Family of origin work involves correcting this interpretation and creating a healthy self-image. This work involves becoming aware of how you were parented. It's not done from a perspective of blaming. It is a process of seeing and accepting yourself and your parents as fallible humans. It requires self-honesty, compassion and support.
This essential personal work identifies areas of wounded-ness in your parents' lives that resulted in the passing down of abusive behaviors and negative messages. Re-parenting yourself in this way is powerful.
This is combined with a daily clearing of the buildup of toxic emotions such as anger, resentment, fear and shame, in order to interrupt the familiar by dysfuncional patterns that result in your wanting explode at someone, turn the anger on yourself, or distract yourself with compulsive behaviors.
Addictive behaviors are a substitute for emotional maturity.

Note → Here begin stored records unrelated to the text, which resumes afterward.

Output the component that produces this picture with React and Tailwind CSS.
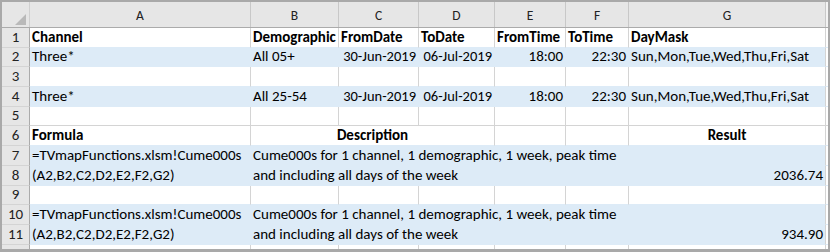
import React from "react";

const FONT = { fontFamily: "Carlito, Lato, 'Liberation Sans', sans-serif" };
const COL_W = ["w-[221px]", "w-[88px]", "w-[80px]", "w-[76px]", "w-[71px]", "w-[63px]", "w-[197px]"];
const LETTERS = ["A", "B", "C", "D", "E", "F", "G"];

const rows = [
  { n: 1, cells: ["Channel", "Demographic", "FromDate", "ToDate", "FromTime", "ToTime", "DayMask"], bold: true, next: "blue" },
  { n: 2, blue: true, cells: ["Three*", "All 05+", "30-Jun-2019", "06-Jul-2019", "18:00", "22:30", "Sun,Mon,Tue,Wed,Thu,Fri,Sat"] },
  { n: 3, cells: ["", "", "", "", "", "", ""], next: "blue" },
  { n: 4, blue: true, cells: ["Three*", "All 25-54", "30-Jun-2019", "06-Jul-2019", "18:00", "22:30", "Sun,Mon,Tue,Wed,Thu,Fri,Sat"] },
  { n: 5, cells: ["", "", "", "", "", "", ""] },
];

// numbers, dates and times sit on the right like in Excel
const RIGHT = [false, false, true, true, true, true, false];
// the date columns are tight, Lato digits run a bit wider than Calibri
const DATE_COL = [false, false, true, true, false, false, false];

function RowHead({ n, className = "" }) {
  return (
    <div className={`w-[28px] shrink-0 flex items-end justify-center pb-[1px] bg-[#e6e6e6] border-r border-b border-r-[#ababab] border-b-[#d4d4d4] text-[15px] text-[#222] leading-[17px] ${className}`}>
      {n}
    </div>
  );
}

function DataRow({ row }) {
  const lineB = row.blue || row.next === "blue" ? "border-b-[#ddebf7]" : "border-b-[#d4d4d4]";
  return (
    <div className="flex h-[19.7px] shrink-0">
      <RowHead n={row.n} />
      {row.cells.map((c, i) => {
        const lineR = row.blue && i < 6 ? "border-r-[#ddebf7]" : "border-r-[#d4d4d4]";
        return (
          <div
            key={i}
            className={`${COL_W[i]} shrink-0 flex items-end border-r border-b ${lineR} ${lineB} ${row.blue ? "bg-[#ddebf7]" : ""} ${RIGHT[i] && !row.bold ? "justify-end pr-[2px]" : "pl-[2px]"} ${row.bold ? "font-bold" : ""} ${DATE_COL[i] && !row.bold ? "text-[14.5px]" : ""} whitespace-nowrap leading-[17px] pb-[1px] overflow-hidden`}
          >
            {c}
          </div>
        );
      })}
      <div className={`flex-1 border-b ${lineB}`} />
    </div>
  );
}

function FormulaRow({ n, a, b, result }) {
  return (
    <div className="flex h-[19.7px] shrink-0">
      <RowHead n={n} />
      <div className="w-[221px] shrink-0 flex items-end pl-[2px] pb-[1px] bg-[#ddebf7] border-b border-[#ddebf7] whitespace-nowrap leading-[17px]">
        {a}
      </div>
      <div className="w-[575px] shrink-0 flex items-end justify-between pl-[2px] pr-[2px] pb-[1px] bg-[#ddebf7] border-r border-b border-r-[#d4d4d4] border-b-[#ddebf7] whitespace-nowrap leading-[17px]">
        <span>{b}</span>
        <span>{result}</span>
      </div>
      <div className="flex-1 border-b border-[#ddebf7]" />
    </div>
  );
}

function HeadingRow() {
  return (
    <div className="flex h-[19.7px] shrink-0 font-bold">
      <RowHead n={6} className="font-normal" />
      <div className="w-[221px] shrink-0 flex items-end pl-[2px] pb-[1px] border-r border-b border-r-[#d4d4d4] border-b-[#ddebf7] leading-[17px]">Formula</div>
      <div className="w-[244px] shrink-0 flex items-end justify-center pb-[1px] border-r border-b border-r-[#d4d4d4] border-b-[#ddebf7] leading-[17px]">Description</div>
      <div className="w-[71px] shrink-0 border-r border-b border-r-[#d4d4d4] border-b-[#ddebf7]" />
      <div className="w-[63px] shrink-0 border-r border-b border-r-[#d4d4d4] border-b-[#ddebf7]" />
      <div className="w-[197px] shrink-0 flex items-end justify-center pb-[1px] border-r border-b border-r-[#d4d4d4] border-b-[#ddebf7] leading-[17px]">Result</div>
      <div className="flex-1 border-b border-[#ddebf7]" />
    </div>
  );
}

function EmptyRow({ n, next }) {
  return <DataRow row={{ n, cells: ["", "", "", "", "", "", ""], next }} />;
}

export default function App() {
  return (
    <div className="w-[830px] h-[252px] border-2 border-b-[3px] border-[#a9a9a9] bg-white flex flex-col overflow-hidden text-[15px] text-black" style={FONT}>
      <div className="flex h-[26px] shrink-0 bg-[#e6e6e6] border-b border-[#ababab]">
        <div className="w-[28px] shrink-0 flex items-end justify-end pr-[3px] pb-[2px] border-r border-[#d0d0d0]">
          <svg width="11" height="11" viewBox="0 0 11 11">
            <polygon points="11,0 11,11 0,11" fill="#b9b9b9" />
          </svg>
        </div>
        {LETTERS.map((l, i) => (
          <div key={l} className={`${COL_W[i]} shrink-0 flex items-center justify-center pt-[3px] border-r border-[#c8c8c8] text-[13.5px] text-[#222]`}>
            {l}
          </div>
        ))}
        <div className="flex-1 bg-[#f3f3f3]" />
      </div>
      {rows.map((r) => (
        <DataRow key={r.n} row={r} />
      ))}
      <HeadingRow />
      <FormulaRow n={7} a="=TVmapFunctions.xlsm!Cume000s" b="Cume000s for 1 channel, 1 demographic, 1 week, peak time" result="" />
      <FormulaRow n={8} a="(A2,B2,C2,D2,E2,F2,G2)" b="and including all days of the week" result="2036.74" />
      <EmptyRow n={9} next="blue" />
      <FormulaRow n={10} a="=TVmapFunctions.xlsm!Cume000s" b="Cume000s for 1 channel, 1 demographic, 1 week, peak time" result="" />
      <FormulaRow n={11} a="(A2,B2,C2,D2,E2,F2,G2)" b="and including all days of the week" result="934.90" />
      <div className="flex flex-1">
        <div className="w-[28px] shrink-0 bg-[#e6e6e6] border-r border-[#ababab]" />
        {COL_W.map((w, i) => (
          <div key={i} className={`${w} shrink-0 border-r border-[#d4d4d4]`} />
        ))}
      </div>
    </div>
  );
}
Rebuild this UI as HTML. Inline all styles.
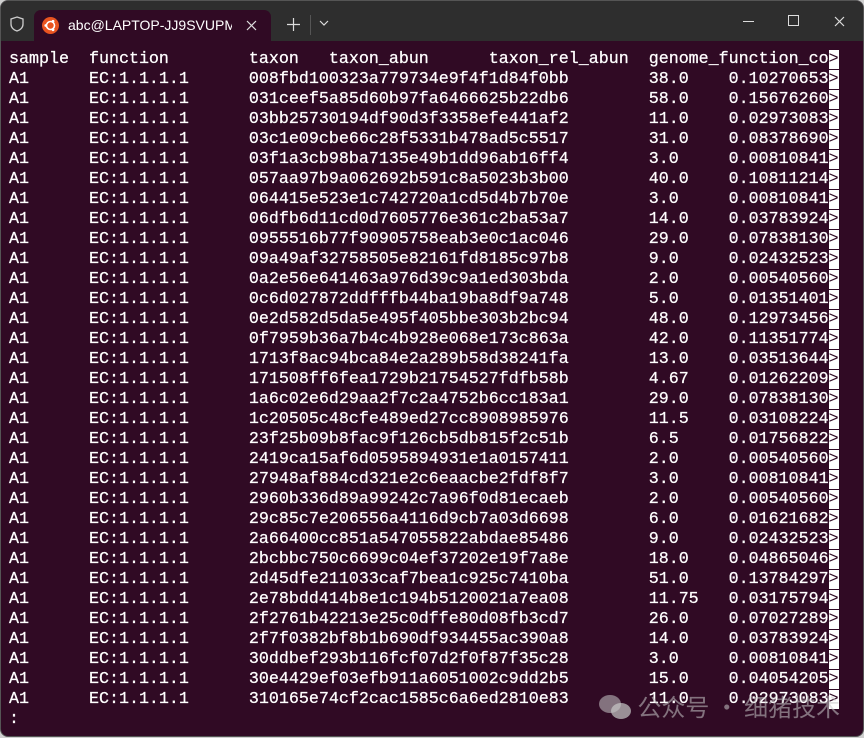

Shaming, blaming and focus on perceived shortcomings of others are used to deflect attention from your own character flaws. Morbid self-flagellation is also used to avoid self-responsibility. Addictive personalities feel inadequate and this must be dealt with continually, to avoid passing it on. The use of criticizing and putting others down, as a way of making yourself feel bigger needs to stop.
"My grievances hide the light of the world in me" (Course in Miracles)
Healing modalities that address body/mind/emotions/spirit all have as an essential component taking responsibility for your life, a process for forgiveness for yourself and others. It is essential to heal the shame that blocks true intimacy.
Intimacy means being transparent, being unashamed of being perceived as flawed or imperfect, regardless of the situation or the others involved. Untreated addictive behavior requires you to be "10 feet tall and bulletproof", that is to not admit to any weakness or lack, and if something happens that puts a chink in that persona, to blame someone or something, rather than say, "I screwed up", and have that be ok.
An integrated person will not accept being blamed or punished for human errors. Rather you simply admit the wrong, accept responsibility and are willing to do what is necessary for repair, be it emotional, verbal, or physical harm that has been done.
The 12-Steps refer to the substance of abuse or dysfunctional behavior only one time. The remainder of the work is mental/emotional/relational/spiritual healing, which is meant to be a lifetime process.
This is an overview of the work to identify, understand and heal the childhood wounds that negatively impact on your relationships with yourself and others. There are many great resources available to support you and your loved ones as you develop healthier, more compassionate ways to relate to yourself, and to the world.
You're worth it!!!!
For the past 35 years, I've been free of an eating disorder and addiction. I have a spiritual healing practice focused on helping others to get well in body, mind, emotions and spirit. "Your body is your soul's address."